Repeal and the Thirteenth Amendment

The Fugitive Slave Acts remained on the books until June 28, 1864, when Congress passed legislation formally repealing both the 1793 and 1850 laws along with all related provisions for the return of fugitives from labor.12U.S. Government Publishing Office. 13 Stat. 200 – An Act to Repeal the Fugitive Slave Act of Eighteen Hundred and Fifty By that point, the laws had already become largely unenforceable. The Civil War had disrupted slaveholding states’ ability to pursue claims, the Union Army was actively liberating enslaved people in occupied territory, and the Emancipation Proclamation had declared freedom for enslaved people in Confederate states as of January 1, 1863.

The constitutional foundation for the Fugitive Slave Acts was permanently eliminated on December 6, 1865, when the Thirteenth Amendment was ratified.

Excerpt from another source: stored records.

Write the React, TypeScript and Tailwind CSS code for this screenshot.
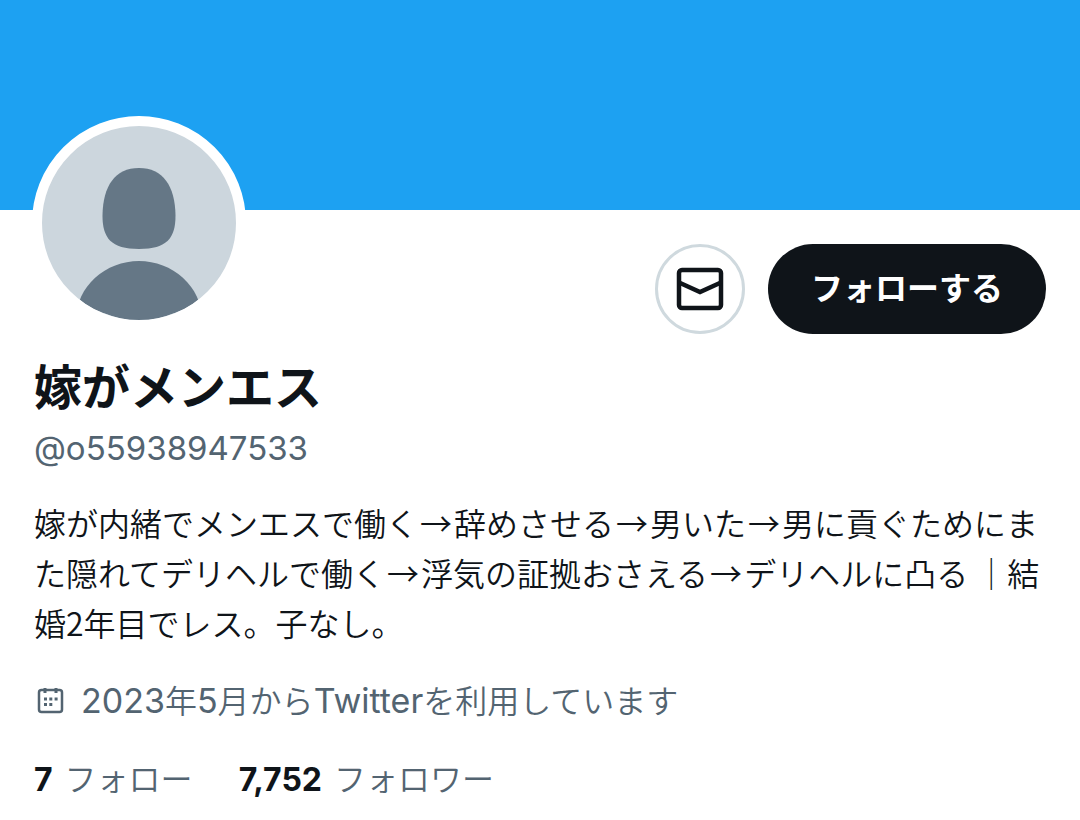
import React from "react";

const stats = [
  { value: "7", label: "フォロー" },
  { value: "7,752", label: "フォロワー" },
];

function Avatar() {
  return (
    <div className="h-[214px] w-[214px] shrink-0 overflow-hidden rounded-full border-[10px] border-white bg-[#ccd6dd]">
      <svg viewBox="0 0 194 194" className="h-full w-full rounded-full" aria-hidden="true">
        <path
          fill="#657786"
          d="M97 42C73 42 61 60 60.500 89C60.300 112 69 123 97 123C125 123 133.700 112 133.500 89C133 60 121 42 97 42Z"
        />
        <path
          fill="#657786"
          d="M34 194C34 160 64 135 97 135C130 135 160 160 160 194Z"
        />
      </svg>
    </div>
  );
}

function MessageIcon() {
  return (
    <svg
      viewBox="0 0 48 44"
      className="h-[44px] w-[48px]"
      fill="none"
      stroke="#0f1419"
      strokeWidth="4.500"
      aria-hidden="true"
    >
      <rect x="3" y="3" width="42" height="38" rx="3" />
      <path d="M3 15.500L24 25L45 15.500" />
    </svg>
  );
}

function CalendarIcon() {
  return (
    <svg viewBox="0 0 28 28" className="h-7 w-7" fill="none" aria-hidden="true">
      <rect x="3" y="2" width="23" height="22" rx="2.500" stroke="#536471" strokeWidth="2.500" />
      <path d="M9 0V5M20 0V5" stroke="#536471" strokeWidth="3" />
      <path
        d="M8 9.500h3v3H8zM13.300 9.500h3v3h-3zM18.600 9.500h3v3h-3zM8 15h3v3H8zM13.300 15h3v3h-3z"
        fill="#536471"
      />
    </svg>
  );
}

function Arrow() {
  return <span className="mx-0.5">→</span>;
}

function Latin({ children }: { children: React.ReactNode }) {
  return <span className="text-[34px] font-normal">{children}</span>;
}

export default function App() {
  return (
    <main
      lang="ja"
      className="min-h-screen bg-white pb-4 font-['Inter','Noto_Sans_CJK_JP',sans-serif] text-[#0f1419]"
    >
      <div className="h-[210px] bg-[#1da1f2]" />

      <div className="-mt-[94px] flex justify-between pr-[34px] pl-8">
        <Avatar />
        <div className="flex items-center gap-[23px] self-start pt-32">
          <button
            type="button"
            aria-label="メッセージ"
            className="flex h-[90px] w-[90px] items-center justify-center rounded-full border-[3px] border-[#cfd9de] bg-white"
          >
            <MessageIcon />
          </button>
          <button
            type="button"
            className="h-[90px] rounded-full bg-[#0f1419] px-[43px] text-[32px] font-bold text-white"
          >
            フォローする
          </button>
        </div>
      </div>

      <div className="px-[34px] pt-5">
        <h1 className="text-[48px] leading-[68px] font-bold">嫁がメンエス</h1>
        <p className="pt-0.5 text-[33px] leading-[48px] text-[#536471]">@o55938947533</p>

        <p className="mt-[25px] font-['Noto_Sans_CJK_JP',sans-serif] text-[32px] leading-[50px] font-[350]">
          嫁が内緒でメンエスで働く
          <Arrow />
          辞めさせる
          <Arrow />
          男いた
          <Arrow />
          男に貢ぐためにまた隠れてデリヘルで働く
          <Arrow />
          浮気の証拠おさえる
          <Arrow />
          デリヘルに凸る ｜結婚2年目でレス。子なし。
        </p>

        <div className="mt-[30px] flex items-center gap-[17px] pl-0.5 text-[32px] leading-[48px] font-[350] text-[#536471]">
          <CalendarIcon />
          <span>
            <Latin>2023</Latin>年<Latin>5</Latin>月から<Latin>Twitter</Latin>
            を利用しています
          </span>
        </div>

        <div className="mt-[30px] flex gap-[46px] text-[32px] leading-[48px] font-[350]">
          {stats.map((s) => (
            <a key={s.label} href="#" className="flex gap-3 text-[#536471]">
              <span className="font-bold text-[#0f1419]">{s.value}</span>
              {s.label}
            </a>
          ))}
        </div>
      </div>
    </main>
  );
}
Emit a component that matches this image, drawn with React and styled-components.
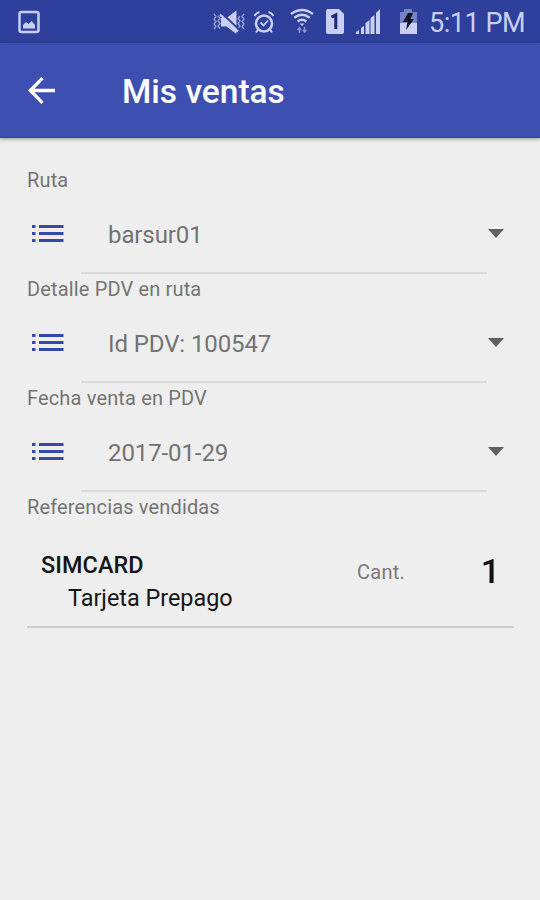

It declared that “neither slavery nor involuntary servitude, except as a punishment for crime whereof the party shall have been duly convicted, shall exist within the United States, or any place subject to their jurisdiction.”13National Archives. 13th Amendment to the U.S. Constitution – Abolition of Slavery (1865) With slavery itself abolished, the Fugitive Slave Clause in Article IV became a dead letter, and no legal mechanism for recovering people as property could ever be enacted again under the Constitution.